--- Start ---

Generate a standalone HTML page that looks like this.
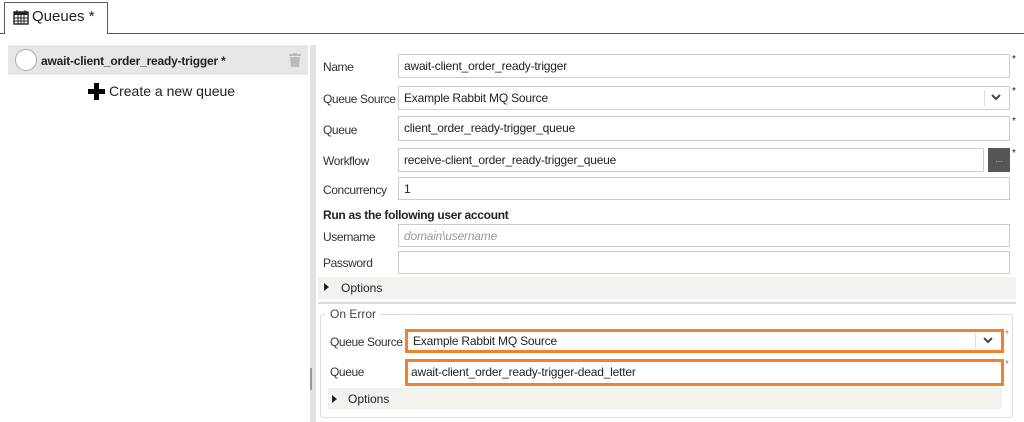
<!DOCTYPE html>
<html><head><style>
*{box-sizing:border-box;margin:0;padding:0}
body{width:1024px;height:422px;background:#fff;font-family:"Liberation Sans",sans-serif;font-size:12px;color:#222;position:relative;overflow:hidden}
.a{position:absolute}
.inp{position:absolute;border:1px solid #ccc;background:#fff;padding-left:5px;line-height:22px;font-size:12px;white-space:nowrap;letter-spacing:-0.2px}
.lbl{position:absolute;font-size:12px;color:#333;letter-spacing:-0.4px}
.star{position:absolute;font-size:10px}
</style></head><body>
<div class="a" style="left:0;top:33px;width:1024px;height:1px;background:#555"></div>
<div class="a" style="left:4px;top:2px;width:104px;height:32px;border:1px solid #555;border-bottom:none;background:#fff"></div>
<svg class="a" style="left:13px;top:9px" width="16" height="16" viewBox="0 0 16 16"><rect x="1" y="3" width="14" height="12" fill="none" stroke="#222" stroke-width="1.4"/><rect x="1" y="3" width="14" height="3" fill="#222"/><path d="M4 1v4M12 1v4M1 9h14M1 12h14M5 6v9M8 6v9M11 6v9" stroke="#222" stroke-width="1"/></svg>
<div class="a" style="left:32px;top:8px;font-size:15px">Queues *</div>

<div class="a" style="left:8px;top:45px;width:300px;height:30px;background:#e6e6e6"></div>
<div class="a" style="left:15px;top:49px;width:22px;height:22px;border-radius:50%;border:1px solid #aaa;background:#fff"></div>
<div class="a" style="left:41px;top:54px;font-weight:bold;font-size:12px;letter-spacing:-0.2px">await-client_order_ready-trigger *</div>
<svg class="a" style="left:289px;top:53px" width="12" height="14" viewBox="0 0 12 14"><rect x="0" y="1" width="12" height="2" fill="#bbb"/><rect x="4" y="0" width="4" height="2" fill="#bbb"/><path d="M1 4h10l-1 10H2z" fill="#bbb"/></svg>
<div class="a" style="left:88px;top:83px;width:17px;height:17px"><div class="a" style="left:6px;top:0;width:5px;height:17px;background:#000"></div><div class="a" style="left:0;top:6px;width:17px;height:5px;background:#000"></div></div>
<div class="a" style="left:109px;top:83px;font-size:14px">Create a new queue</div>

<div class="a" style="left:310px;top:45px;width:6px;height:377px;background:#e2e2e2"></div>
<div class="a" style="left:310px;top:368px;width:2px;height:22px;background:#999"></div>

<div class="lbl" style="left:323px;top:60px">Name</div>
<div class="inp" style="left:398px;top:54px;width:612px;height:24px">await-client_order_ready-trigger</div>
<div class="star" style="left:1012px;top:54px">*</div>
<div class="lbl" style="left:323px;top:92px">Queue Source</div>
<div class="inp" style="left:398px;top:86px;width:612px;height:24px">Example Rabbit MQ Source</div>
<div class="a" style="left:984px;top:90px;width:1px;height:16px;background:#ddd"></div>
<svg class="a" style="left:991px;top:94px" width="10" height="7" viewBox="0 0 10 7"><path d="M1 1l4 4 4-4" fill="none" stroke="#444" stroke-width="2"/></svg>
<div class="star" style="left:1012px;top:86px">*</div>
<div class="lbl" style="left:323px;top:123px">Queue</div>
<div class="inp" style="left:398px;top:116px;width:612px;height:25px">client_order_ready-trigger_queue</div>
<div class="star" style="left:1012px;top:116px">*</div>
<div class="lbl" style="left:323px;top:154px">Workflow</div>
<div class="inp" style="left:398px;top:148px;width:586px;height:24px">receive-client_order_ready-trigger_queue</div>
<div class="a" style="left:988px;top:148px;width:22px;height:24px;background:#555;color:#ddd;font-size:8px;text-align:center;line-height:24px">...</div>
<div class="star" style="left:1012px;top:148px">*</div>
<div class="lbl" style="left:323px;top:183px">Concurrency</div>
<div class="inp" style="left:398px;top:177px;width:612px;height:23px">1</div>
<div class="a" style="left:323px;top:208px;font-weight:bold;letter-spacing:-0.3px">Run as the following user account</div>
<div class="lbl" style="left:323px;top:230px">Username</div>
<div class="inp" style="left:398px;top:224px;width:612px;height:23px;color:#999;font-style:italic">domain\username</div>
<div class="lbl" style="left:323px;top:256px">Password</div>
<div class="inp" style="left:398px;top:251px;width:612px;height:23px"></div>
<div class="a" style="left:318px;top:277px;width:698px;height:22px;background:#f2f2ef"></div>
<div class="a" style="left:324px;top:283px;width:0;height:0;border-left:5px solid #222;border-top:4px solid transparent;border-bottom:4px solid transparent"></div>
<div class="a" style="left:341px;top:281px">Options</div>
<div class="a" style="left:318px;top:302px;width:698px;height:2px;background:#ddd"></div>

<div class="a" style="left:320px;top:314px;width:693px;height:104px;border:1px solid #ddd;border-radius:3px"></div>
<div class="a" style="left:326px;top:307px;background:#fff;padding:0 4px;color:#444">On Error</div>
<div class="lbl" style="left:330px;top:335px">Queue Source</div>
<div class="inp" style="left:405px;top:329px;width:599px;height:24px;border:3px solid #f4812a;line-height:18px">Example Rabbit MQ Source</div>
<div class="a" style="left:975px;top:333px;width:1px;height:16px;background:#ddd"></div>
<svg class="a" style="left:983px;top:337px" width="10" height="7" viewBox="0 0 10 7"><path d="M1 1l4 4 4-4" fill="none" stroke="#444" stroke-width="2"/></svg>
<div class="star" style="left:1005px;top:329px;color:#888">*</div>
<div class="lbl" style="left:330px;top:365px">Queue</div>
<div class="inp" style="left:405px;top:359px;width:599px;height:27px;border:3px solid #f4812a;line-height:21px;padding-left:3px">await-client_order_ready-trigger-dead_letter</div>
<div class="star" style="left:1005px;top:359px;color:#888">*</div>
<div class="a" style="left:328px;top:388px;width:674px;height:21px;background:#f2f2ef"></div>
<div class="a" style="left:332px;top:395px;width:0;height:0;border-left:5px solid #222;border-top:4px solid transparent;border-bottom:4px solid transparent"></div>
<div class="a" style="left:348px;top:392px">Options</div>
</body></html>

--- End ---

[Task requirements]: Omit the pictures and output all of the other material exactly.

[Complete answer]:
Generate a standalone HTML page that looks like this.
<!DOCTYPE html>
<html><head><style>
*{box-sizing:border-box;margin:0;padding:0}
body{width:1024px;height:422px;background:#fff;font-family:"Liberation Sans",sans-serif;font-size:12px;color:#222;position:relative;overflow:hidden}
.a{position:absolute}
.inp{position:absolute;border:1px solid #ccc;background:#fff;padding-left:5px;line-height:22px;font-size:12px;white-space:nowrap;letter-spacing:-0.2px}
.lbl{position:absolute;font-size:12px;color:#333;letter-spacing:-0.4px}
.star{position:absolute;font-size:10px}
</style></head><body>
<div class="a" style="left:0;top:33px;width:1024px;height:1px;background:#555"></div>
<div class="a" style="left:4px;top:2px;width:104px;height:32px;border:1px solid #555;border-bottom:none;background:#fff"></div>
<svg class="a" style="left:13px;top:9px" width="16" height="16" viewBox="0 0 16 16"><rect x="1" y="3" width="14" height="12" fill="none" stroke="#222" stroke-width="1.4"/><rect x="1" y="3" width="14" height="3" fill="#222"/><path d="M4 1v4M12 1v4M1 9h14M1 12h14M5 6v9M8 6v9M11 6v9" stroke="#222" stroke-width="1"/></svg>
<div class="a" style="left:32px;top:8px;font-size:15px">Queues *</div>

<div class="a" style="left:8px;top:45px;width:300px;height:30px;background:#e6e6e6"></div>
<div class="a" style="left:15px;top:49px;width:22px;height:22px;border-radius:50%;border:1px solid #aaa;background:#fff"></div>
<div class="a" style="left:41px;top:54px;font-weight:bold;font-size:12px;letter-spacing:-0.2px">await-client_order_ready-trigger *</div>
<svg class="a" style="left:289px;top:53px" width="12" height="14" viewBox="0 0 12 14"><rect x="0" y="1" width="12" height="2" fill="#bbb"/><rect x="4" y="0" width="4" height="2" fill="#bbb"/><path d="M1 4h10l-1 10H2z" fill="#bbb"/></svg>
<div class="a" style="left:88px;top:83px;width:17px;height:17px"><div class="a" style="left:6px;top:0;width:5px;height:17px;background:#000"></div><div class="a" style="left:0;top:6px;width:17px;height:5px;background:#000"></div></div>
<div class="a" style="left:109px;top:83px;font-size:14px">Create a new queue</div>

<div class="a" style="left:310px;top:45px;width:6px;height:377px;background:#e2e2e2"></div>
<div class="a" style="left:310px;top:368px;width:2px;height:22px;background:#999"></div>

<div class="lbl" style="left:323px;top:60px">Name</div>
<div class="inp" style="left:398px;top:54px;width:612px;height:24px">await-client_order_ready-trigger</div>
<div class="star" style="left:1012px;top:54px">*</div>
<div class="lbl" style="left:323px;top:92px">Queue Source</div>
<div class="inp" style="left:398px;top:86px;width:612px;height:24px">Example Rabbit MQ Source</div>
<div class="a" style="left:984px;top:90px;width:1px;height:16px;background:#ddd"></div>
<svg class="a" style="left:991px;top:94px" width="10" height="7" viewBox="0 0 10 7"><path d="M1 1l4 4 4-4" fill="none" stroke="#444" stroke-width="2"/></svg>
<div class="star" style="left:1012px;top:86px">*</div>
<div class="lbl" style="left:323px;top:123px">Queue</div>
<div class="inp" style="left:398px;top:116px;width:612px;height:25px">client_order_ready-trigger_queue</div>
<div class="star" style="left:1012px;top:116px">*</div>
<div class="lbl" style="left:323px;top:154px">Workflow</div>
<div class="inp" style="left:398px;top:148px;width:586px;height:24px">receive-client_order_ready-trigger_queue</div>
<div class="a" style="left:988px;top:148px;width:22px;height:24px;background:#555;color:#ddd;font-size:8px;text-align:center;line-height:24px">...</div>
<div class="star" style="left:1012px;top:148px">*</div>
<div class="lbl" style="left:323px;top:183px">Concurrency</div>
<div class="inp" style="left:398px;top:177px;width:612px;height:23px">1</div>
<div class="a" style="left:323px;top:208px;font-weight:bold;letter-spacing:-0.3px">Run as the following user account</div>
<div class="lbl" style="left:323px;top:230px">Username</div>
<div class="inp" style="left:398px;top:224px;width:612px;height:23px;color:#999;font-style:italic">domain\username</div>
<div class="lbl" style="left:323px;top:256px">Password</div>
<div class="inp" style="left:398px;top:251px;width:612px;height:23px"></div>
<div class="a" style="left:318px;top:277px;width:698px;height:22px;background:#f2f2ef"></div>
<div class="a" style="left:324px;top:283px;width:0;height:0;border-left:5px solid #222;border-top:4px solid transparent;border-bottom:4px solid transparent"></div>
<div class="a" style="left:341px;top:281px">Options</div>
<div class="a" style="left:318px;top:302px;width:698px;height:2px;background:#ddd"></div>

<div class="a" style="left:320px;top:314px;width:693px;height:104px;border:1px solid #ddd;border-radius:3px"></div>
<div class="a" style="left:326px;top:307px;background:#fff;padding:0 4px;color:#444">On Error</div>
<div class="lbl" style="left:330px;top:335px">Queue Source</div>
<div class="inp" style="left:405px;top:329px;width:599px;height:24px;border:3px solid #f4812a;line-height:18px">Example Rabbit MQ Source</div>
<div class="a" style="left:975px;top:333px;width:1px;height:16px;background:#ddd"></div>
<svg class="a" style="left:983px;top:337px" width="10" height="7" viewBox="0 0 10 7"><path d="M1 1l4 4 4-4" fill="none" stroke="#444" stroke-width="2"/></svg>
<div class="star" style="left:1005px;top:329px;color:#888">*</div>
<div class="lbl" style="left:330px;top:365px">Queue</div>
<div class="inp" style="left:405px;top:359px;width:599px;height:27px;border:3px solid #f4812a;line-height:21px;padding-left:3px">await-client_order_ready-trigger-dead_letter</div>
<div class="star" style="left:1005px;top:359px;color:#888">*</div>
<div class="a" style="left:328px;top:388px;width:674px;height:21px;background:#f2f2ef"></div>
<div class="a" style="left:332px;top:395px;width:0;height:0;border-left:5px solid #222;border-top:4px solid transparent;border-bottom:4px solid transparent"></div>
<div class="a" style="left:348px;top:392px">Options</div>
</body></html>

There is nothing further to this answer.